## PROBLEM REQUIREMENTS:
In the copy, include every entry exactly but none of the pictures.

************

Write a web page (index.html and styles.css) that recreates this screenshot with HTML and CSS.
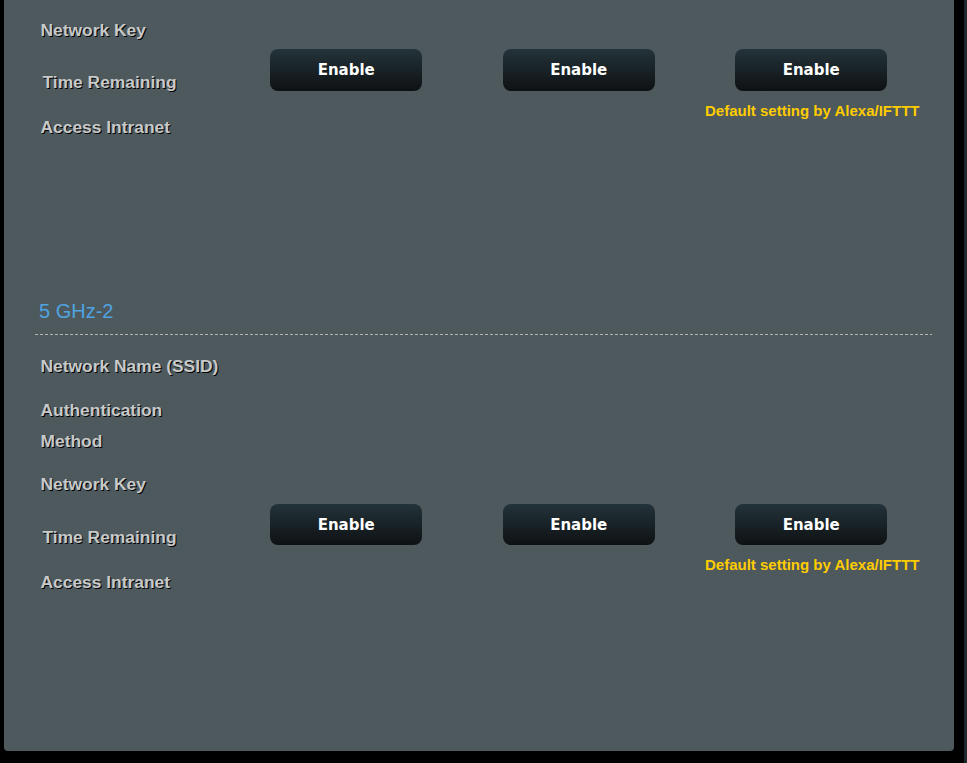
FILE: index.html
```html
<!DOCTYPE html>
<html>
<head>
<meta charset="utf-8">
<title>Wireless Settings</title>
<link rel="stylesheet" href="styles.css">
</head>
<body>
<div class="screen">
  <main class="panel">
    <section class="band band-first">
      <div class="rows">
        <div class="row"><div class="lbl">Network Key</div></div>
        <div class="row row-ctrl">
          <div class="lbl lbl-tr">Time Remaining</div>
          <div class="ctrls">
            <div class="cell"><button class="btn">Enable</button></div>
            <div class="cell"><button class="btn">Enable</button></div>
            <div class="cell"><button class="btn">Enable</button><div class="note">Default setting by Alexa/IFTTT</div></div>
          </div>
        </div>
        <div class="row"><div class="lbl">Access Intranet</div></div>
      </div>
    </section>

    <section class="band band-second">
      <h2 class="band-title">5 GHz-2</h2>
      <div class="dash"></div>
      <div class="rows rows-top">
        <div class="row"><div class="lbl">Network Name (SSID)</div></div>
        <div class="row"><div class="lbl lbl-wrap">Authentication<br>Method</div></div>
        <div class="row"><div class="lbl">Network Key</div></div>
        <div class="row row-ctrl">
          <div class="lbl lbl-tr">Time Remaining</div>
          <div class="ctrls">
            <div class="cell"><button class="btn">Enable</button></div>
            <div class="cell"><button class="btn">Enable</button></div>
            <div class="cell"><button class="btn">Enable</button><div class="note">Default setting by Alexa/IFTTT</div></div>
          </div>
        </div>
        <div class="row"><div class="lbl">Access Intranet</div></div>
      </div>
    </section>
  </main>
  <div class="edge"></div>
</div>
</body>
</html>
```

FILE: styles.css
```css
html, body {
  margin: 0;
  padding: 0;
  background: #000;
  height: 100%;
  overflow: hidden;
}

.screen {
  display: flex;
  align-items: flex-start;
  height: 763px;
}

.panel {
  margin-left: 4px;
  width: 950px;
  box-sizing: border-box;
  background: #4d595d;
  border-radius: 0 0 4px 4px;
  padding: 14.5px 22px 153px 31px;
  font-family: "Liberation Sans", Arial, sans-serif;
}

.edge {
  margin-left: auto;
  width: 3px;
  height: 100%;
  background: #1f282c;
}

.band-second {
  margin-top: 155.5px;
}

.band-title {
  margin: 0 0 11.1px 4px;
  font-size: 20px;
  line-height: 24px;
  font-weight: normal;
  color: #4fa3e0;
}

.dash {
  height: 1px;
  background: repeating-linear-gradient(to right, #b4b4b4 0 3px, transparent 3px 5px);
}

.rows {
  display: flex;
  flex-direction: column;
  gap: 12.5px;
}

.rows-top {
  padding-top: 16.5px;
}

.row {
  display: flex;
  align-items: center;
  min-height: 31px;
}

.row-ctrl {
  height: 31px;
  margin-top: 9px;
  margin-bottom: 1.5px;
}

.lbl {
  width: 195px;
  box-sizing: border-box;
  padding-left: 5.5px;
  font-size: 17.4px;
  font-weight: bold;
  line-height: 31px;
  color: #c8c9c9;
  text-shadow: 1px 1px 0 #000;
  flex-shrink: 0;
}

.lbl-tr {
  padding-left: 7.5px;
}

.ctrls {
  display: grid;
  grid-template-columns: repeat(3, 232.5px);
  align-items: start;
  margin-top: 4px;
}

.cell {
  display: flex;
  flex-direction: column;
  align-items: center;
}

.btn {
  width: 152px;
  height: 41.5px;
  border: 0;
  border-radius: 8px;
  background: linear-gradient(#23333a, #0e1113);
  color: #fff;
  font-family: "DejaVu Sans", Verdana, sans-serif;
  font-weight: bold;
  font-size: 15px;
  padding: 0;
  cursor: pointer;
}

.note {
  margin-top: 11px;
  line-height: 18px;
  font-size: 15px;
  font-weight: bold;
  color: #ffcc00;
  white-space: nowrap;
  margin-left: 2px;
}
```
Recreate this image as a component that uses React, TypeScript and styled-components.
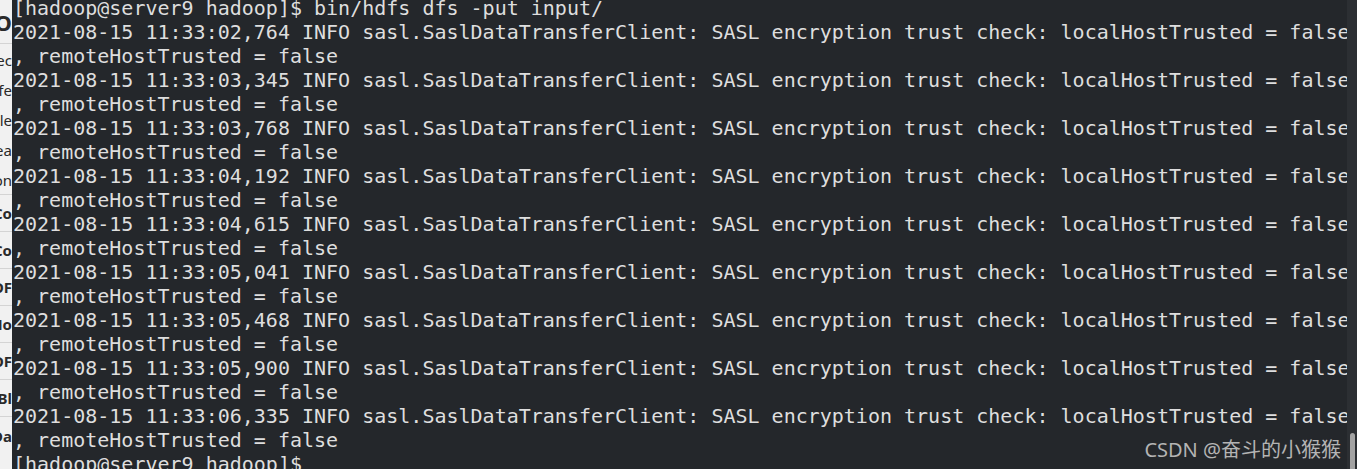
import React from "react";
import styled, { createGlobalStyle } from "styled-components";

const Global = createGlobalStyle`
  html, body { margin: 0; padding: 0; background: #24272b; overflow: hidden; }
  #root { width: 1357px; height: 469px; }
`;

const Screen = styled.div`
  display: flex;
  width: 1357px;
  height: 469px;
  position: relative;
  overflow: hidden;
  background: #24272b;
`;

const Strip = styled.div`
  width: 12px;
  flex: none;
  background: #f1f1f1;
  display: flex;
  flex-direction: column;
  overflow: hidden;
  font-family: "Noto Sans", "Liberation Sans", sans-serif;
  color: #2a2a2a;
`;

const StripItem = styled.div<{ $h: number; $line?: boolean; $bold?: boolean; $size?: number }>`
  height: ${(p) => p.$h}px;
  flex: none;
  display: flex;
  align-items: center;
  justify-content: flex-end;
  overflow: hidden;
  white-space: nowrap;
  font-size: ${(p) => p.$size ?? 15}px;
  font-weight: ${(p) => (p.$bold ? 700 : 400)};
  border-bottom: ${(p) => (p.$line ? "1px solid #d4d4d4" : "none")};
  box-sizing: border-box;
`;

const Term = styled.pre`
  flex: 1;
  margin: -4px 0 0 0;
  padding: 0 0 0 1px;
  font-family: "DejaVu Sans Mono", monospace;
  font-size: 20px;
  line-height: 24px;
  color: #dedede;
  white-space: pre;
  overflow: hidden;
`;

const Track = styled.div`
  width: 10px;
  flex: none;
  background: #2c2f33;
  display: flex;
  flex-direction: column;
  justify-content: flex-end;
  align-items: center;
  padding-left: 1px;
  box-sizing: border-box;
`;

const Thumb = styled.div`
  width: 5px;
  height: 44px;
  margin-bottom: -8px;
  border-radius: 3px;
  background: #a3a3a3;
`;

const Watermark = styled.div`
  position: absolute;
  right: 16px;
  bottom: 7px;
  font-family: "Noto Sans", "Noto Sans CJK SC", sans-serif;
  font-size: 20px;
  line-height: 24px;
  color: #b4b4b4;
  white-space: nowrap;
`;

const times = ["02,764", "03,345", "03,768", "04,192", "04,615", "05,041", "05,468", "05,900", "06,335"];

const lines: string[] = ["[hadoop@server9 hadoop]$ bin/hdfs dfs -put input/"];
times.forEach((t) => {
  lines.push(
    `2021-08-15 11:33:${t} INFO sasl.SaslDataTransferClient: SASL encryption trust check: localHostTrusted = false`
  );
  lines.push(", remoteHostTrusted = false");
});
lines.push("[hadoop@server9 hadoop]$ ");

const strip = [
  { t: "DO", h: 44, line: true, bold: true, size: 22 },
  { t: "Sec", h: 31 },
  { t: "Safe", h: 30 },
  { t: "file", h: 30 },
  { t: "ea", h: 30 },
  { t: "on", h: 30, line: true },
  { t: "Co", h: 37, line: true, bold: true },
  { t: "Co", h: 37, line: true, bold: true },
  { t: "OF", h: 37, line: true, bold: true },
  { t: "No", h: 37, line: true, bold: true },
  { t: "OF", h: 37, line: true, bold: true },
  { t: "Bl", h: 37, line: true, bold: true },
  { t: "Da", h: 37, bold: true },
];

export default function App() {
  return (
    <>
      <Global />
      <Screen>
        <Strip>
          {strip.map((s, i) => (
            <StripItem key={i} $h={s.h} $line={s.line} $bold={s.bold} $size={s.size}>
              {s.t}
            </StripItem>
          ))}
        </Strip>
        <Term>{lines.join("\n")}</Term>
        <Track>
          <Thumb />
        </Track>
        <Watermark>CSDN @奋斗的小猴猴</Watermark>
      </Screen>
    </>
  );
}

************

## COMPLETED TASK:
Write a web page (index.html and styles.css) that recreates this screenshot with HTML and CSS.
FILE: index.html
```html
<!DOCTYPE html>
<html>
<head>
<meta charset="utf-8">
<title>Wireless Settings</title>
<link rel="stylesheet" href="styles.css">
</head>
<body>
<div class="screen">
  <main class="panel">
    <section class="band band-first">
      <div class="rows">
        <div class="row"><div class="lbl">Network Key</div></div>
        <div class="row row-ctrl">
          <div class="lbl lbl-tr">Time Remaining</div>
          <div class="ctrls">
            <div class="cell"><button class="btn">Enable</button></div>
            <div class="cell"><button class="btn">Enable</button></div>
            <div class="cell"><button class="btn">Enable</button><div class="note">Default setting by Alexa/IFTTT</div></div>
          </div>
        </div>
        <div class="row"><div class="lbl">Access Intranet</div></div>
      </div>
    </section>

    <section class="band band-second">
      <h2 class="band-title">5 GHz-2</h2>
      <div class="dash"></div>
      <div class="rows rows-top">
        <div class="row"><div class="lbl">Network Name (SSID)</div></div>
        <div class="row"><div class="lbl lbl-wrap">Authentication<br>Method</div></div>
        <div class="row"><div class="lbl">Network Key</div></div>
        <div class="row row-ctrl">
          <div class="lbl lbl-tr">Time Remaining</div>
          <div class="ctrls">
            <div class="cell"><button class="btn">Enable</button></div>
            <div class="cell"><button class="btn">Enable</button></div>
            <div class="cell"><button class="btn">Enable</button><div class="note">Default setting by Alexa/IFTTT</div></div>
          </div>
        </div>
        <div class="row"><div class="lbl">Access Intranet</div></div>
      </div>
    </section>
  </main>
  <div class="edge"></div>
</div>
</body>
</html>
```

FILE: styles.css
```css
html, body {
  margin: 0;
  padding: 0;
  background: #000;
  height: 100%;
  overflow: hidden;
}

.screen {
  display: flex;
  align-items: flex-start;
  height: 763px;
}

.panel {
  margin-left: 4px;
  width: 950px;
  box-sizing: border-box;
  background: #4d595d;
  border-radius: 0 0 4px 4px;
  padding: 14.5px 22px 153px 31px;
  font-family: "Liberation Sans", Arial, sans-serif;
}

.edge {
  margin-left: auto;
  width: 3px;
  height: 100%;
  background: #1f282c;
}

.band-second {
  margin-top: 155.5px;
}

.band-title {
  margin: 0 0 11.1px 4px;
  font-size: 20px;
  line-height: 24px;
  font-weight: normal;
  color: #4fa3e0;
}

.dash {
  height: 1px;
  background: repeating-linear-gradient(to right, #b4b4b4 0 3px, transparent 3px 5px);
}

.rows {
  display: flex;
  flex-direction: column;
  gap: 12.5px;
}

.rows-top {
  padding-top: 16.5px;
}

.row {
  display: flex;
  align-items: center;
  min-height: 31px;
}

.row-ctrl {
  height: 31px;
  margin-top: 9px;
  margin-bottom: 1.5px;
}

.lbl {
  width: 195px;
  box-sizing: border-box;
  padding-left: 5.5px;
  font-size: 17.4px;
  font-weight: bold;
  line-height: 31px;
  color: #c8c9c9;
  text-shadow: 1px 1px 0 #000;
  flex-shrink: 0;
}

.lbl-tr {
  padding-left: 7.5px;
}

.ctrls {
  display: grid;
  grid-template-columns: repeat(3, 232.5px);
  align-items: start;
  margin-top: 4px;
}

.cell {
  display: flex;
  flex-direction: column;
  align-items: center;
}

.btn {
  width: 152px;
  height: 41.5px;
  border: 0;
  border-radius: 8px;
  background: linear-gradient(#23333a, #0e1113);
  color: #fff;
  font-family: "DejaVu Sans", Verdana, sans-serif;
  font-weight: bold;
  font-size: 15px;
  padding: 0;
  cursor: pointer;
}

.note {
  margin-top: 11px;
  line-height: 18px;
  font-size: 15px;
  font-weight: bold;
  color: #ffcc00;
  white-space: nowrap;
  margin-left: 2px;
}
```
Recreate this image as a component that uses React, TypeScript and styled-components.
import React from "react";
import styled, { createGlobalStyle } from "styled-components";

const Global = createGlobalStyle`
  html, body { margin: 0; padding: 0; background: #24272b; overflow: hidden; }
  #root { width: 1357px; height: 469px; }
`;

const Screen = styled.div`
  display: flex;
  width: 1357px;
  height: 469px;
  position: relative;
  overflow: hidden;
  background: #24272b;
`;

const Strip = styled.div`
  width: 12px;
  flex: none;
  background: #f1f1f1;
  display: flex;
  flex-direction: column;
  overflow: hidden;
  font-family: "Noto Sans", "Liberation Sans", sans-serif;
  color: #2a2a2a;
`;

const StripItem = styled.div<{ $h: number; $line?: boolean; $bold?: boolean; $size?: number }>`
  height: ${(p) => p.$h}px;
  flex: none;
  display: flex;
  align-items: center;
  justify-content: flex-end;
  overflow: hidden;
  white-space: nowrap;
  font-size: ${(p) => p.$size ?? 15}px;
  font-weight: ${(p) => (p.$bold ? 700 : 400)};
  border-bottom: ${(p) => (p.$line ? "1px solid #d4d4d4" : "none")};
  box-sizing: border-box;
`;

const Term = styled.pre`
  flex: 1;
  margin: -4px 0 0 0;
  padding: 0 0 0 1px;
  font-family: "DejaVu Sans Mono", monospace;
  font-size: 20px;
  line-height: 24px;
  color: #dedede;
  white-space: pre;
  overflow: hidden;
`;

const Track = styled.div`
  width: 10px;
  flex: none;
  background: #2c2f33;
  display: flex;
  flex-direction: column;
  justify-content: flex-end;
  align-items: center;
  padding-left: 1px;
  box-sizing: border-box;
`;

const Thumb = styled.div`
  width: 5px;
  height: 44px;
  margin-bottom: -8px;
  border-radius: 3px;
  background: #a3a3a3;
`;

const Watermark = styled.div`
  position: absolute;
  right: 16px;
  bottom: 7px;
  font-family: "Noto Sans", "Noto Sans CJK SC", sans-serif;
  font-size: 20px;
  line-height: 24px;
  color: #b4b4b4;
  white-space: nowrap;
`;

const times = ["02,764", "03,345", "03,768", "04,192", "04,615", "05,041", "05,468", "05,900", "06,335"];

const lines: string[] = ["[hadoop@server9 hadoop]$ bin/hdfs dfs -put input/"];
times.forEach((t) => {
  lines.push(
    `2021-08-15 11:33:${t} INFO sasl.SaslDataTransferClient: SASL encryption trust check: localHostTrusted = false`
  );
  lines.push(", remoteHostTrusted = false");
});
lines.push("[hadoop@server9 hadoop]$ ");

const strip = [
  { t: "DO", h: 44, line: true, bold: true, size: 22 },
  { t: "Sec", h: 31 },
  { t: "Safe", h: 30 },
  { t: "file", h: 30 },
  { t: "ea", h: 30 },
  { t: "on", h: 30, line: true },
  { t: "Co", h: 37, line: true, bold: true },
  { t: "Co", h: 37, line: true, bold: true },
  { t: "OF", h: 37, line: true, bold: true },
  { t: "No", h: 37, line: true, bold: true },
  { t: "OF", h: 37, line: true, bold: true },
  { t: "Bl", h: 37, line: true, bold: true },
  { t: "Da", h: 37, bold: true },
];

export default function App() {
  return (
    <>
      <Global />
      <Screen>
        <Strip>
          {strip.map((s, i) => (
            <StripItem key={i} $h={s.h} $line={s.line} $bold={s.bold} $size={s.size}>
              {s.t}
            </StripItem>
          ))}
        </Strip>
        <Term>{lines.join("\n")}</Term>
        <Track>
          <Thumb />
        </Track>
        <Watermark>CSDN @奋斗的小猴猴</Watermark>
      </Screen>
    </>
  );
}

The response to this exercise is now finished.